The AA cluster is provided with a set of zero or more values (strings) associated with each node to be considered for clustering. These values are generated by the rules provided to LSEdit when AA is invoked, and can be viewed as constructed in the input file submitted to AA. Each line of this input file has the format <node id> <value>*.
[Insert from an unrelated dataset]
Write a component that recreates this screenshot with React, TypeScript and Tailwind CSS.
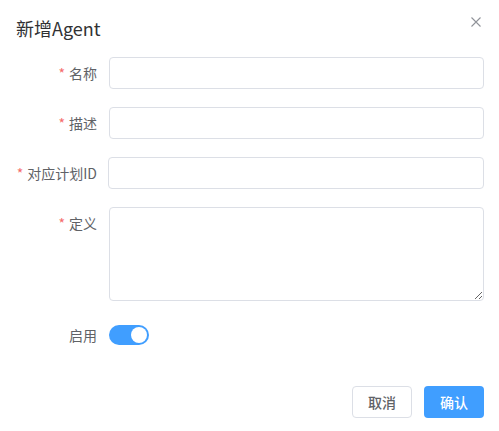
import { useState } from 'react';

const Label = ({ text, required = true }: { text: string; required?: boolean }) => (
  <label className="w-[109px] shrink-0 pr-3 text-right text-sm leading-8 text-[#606266] whitespace-nowrap">
    {required && <span className="mr-1 text-[#f56c6c]">*</span>}
    {text}
  </label>
);

export default function App() {
  const [enabled, setEnabled] = useState(true);

  return (
    <div className="w-[499px] h-[431px] bg-white font-['Noto_Sans_CJK_SC','Noto_Sans',sans-serif]">
      {/* header */}
      <div className="flex items-start justify-between pl-4 pr-[18px] pt-4 h-[57px]">
        <span className="text-lg leading-6 text-[#303133]">新增Agent</span>
        <button className="mt-[1px] text-[#909399]">
          <svg width="10" height="10" viewBox="0 0 10 10" fill="none" stroke="currentColor" strokeWidth="1.1">
            <path d="M0.5 0.5 L9.5 9.5 M9.5 0.5 L0.5 9.5" />
          </svg>
        </button>
      </div>

      {/* form */}
      <form className="pr-[15px]" onSubmit={(e) => e.preventDefault()}>
        <div className="flex mb-[18px]">
          <Label text="名称" />
          <input className="h-8 flex-1 rounded border border-[#dcdfe6] px-[15px] text-sm text-[#606266] outline-none" />
        </div>
        <div className="flex mb-[18px]">
          <Label text="描述" />
          <input className="h-8 flex-1 rounded border border-[#dcdfe6] px-[15px] text-sm text-[#606266] outline-none" />
        </div>
        <div className="flex mb-[18px]">
          <Label text="对应计划ID" />
          <input className="-ml-px h-8 flex-1 rounded border border-[#dcdfe6] px-[15px] text-sm text-[#606266] outline-none" />
        </div>
        <div className="flex mb-[18px]">
          <Label text="定义" />
          <textarea className="h-[94px] flex-1 rounded border border-[#dcdfe6] px-[15px] py-[5px] text-sm text-[#606266] outline-none" />
        </div>
        <div className="flex items-center h-8">
          <Label text="启用" required={false} />
          <button
            type="button"
            onClick={() => setEnabled(!enabled)}
            className={
              enabled
                ? 'relative h-5 w-10 rounded-full bg-[#409eff]'
                : 'relative h-5 w-10 rounded-full bg-[#dcdfe6]'
            }
          >
            <span
              className={
                enabled
                  ? 'absolute top-[2px] left-[22px] h-4 w-4 rounded-full bg-white'
                  : 'absolute top-[2px] left-[2px] h-4 w-4 rounded-full bg-white'
              }
            />
          </button>
        </div>
      </form>

      {/* footer */}
      <div className="mt-[35px] flex justify-end gap-3 pr-[15px]">
        <button className="h-8 w-[60px] rounded border border-[#dcdfe6] bg-white text-sm font-medium text-[#606266]">
          取消
        </button>
        <button className="h-8 w-[60px] rounded bg-[#409eff] text-sm font-medium text-white">
          确认
        </button>
      </div>
    </div>
  );
}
Clustering of the different nodes identified by id, is achieved by grouping nodes whose similarity metric when applied to the collection of values associated with a node is high.

Similarity Metrics

Similarity metrics award nodes having more similarity in the values associated with these nodes a higher metric. Nodes are more likely to be clustered together if they share a high similarity metric. In all cases division by 0 produces a similarity metric of 0.

Jaccard

For two sets A and B this metric is |A&B|/(|A&B| + |A&~B| + |B&~A|). That is the number of items in common divided by the items in common plus the items in A not in B, plus the items in B not in A.

SimpleMatching

For two sets A and B this metric is (|A&B| + |~A&~B|)/(|A&B| + |~A&~B| + |A&~B| + |B&~A|). That is the number of items in common plus those items in neither, divided by the items in common plus those items in neither plus the items in A not in B, plus the items in B not in A.

Sorensen-Dice

For two sets A and B this metric is 2*|A&B|/(2*|A&B| + |A&~B| + |B&~A|). That is twice the number of items in common divided by twice the items in common plus the items in A not in B, plus the items in B not in A.

Algorithms

All algorithms compute similarity directly from the above similarity metric when both items being compared are leaf nodes. They differ only in how a similarity metric is computed when one or both of the items being compared are themselves binary trees representing clusters of two or more nodes. Without loss of generality assume the first item is in this case not a leaf node, reversing when necessary the two items being compared if it is.

SingleLinkage

The similarity is the minimum of the two children of the first item when compared to the second.

CompleteLinkage

The similarity is the maximum of the two children of the first item when compared to the second.

WAvg

The similarity is the the average of the similarities of the two children of the first item when compared to the second. If the first item compared is F1 and the second F2, let C1 be the first child of F1, and C2 the other child of F1. Then the similarity is (similarity(C1,F2) + similarity(C2,F2))/2.

UAvg

Let L = number of leaf nodes under the first child (C1) of F1, and R = the number of leaf nodes under second child (C2) of F1. Set L to 1 if zero and likewise R. The resulting similarity is (L*similarity(C1, F2)+R*similarity(C2,F2))/(L + R).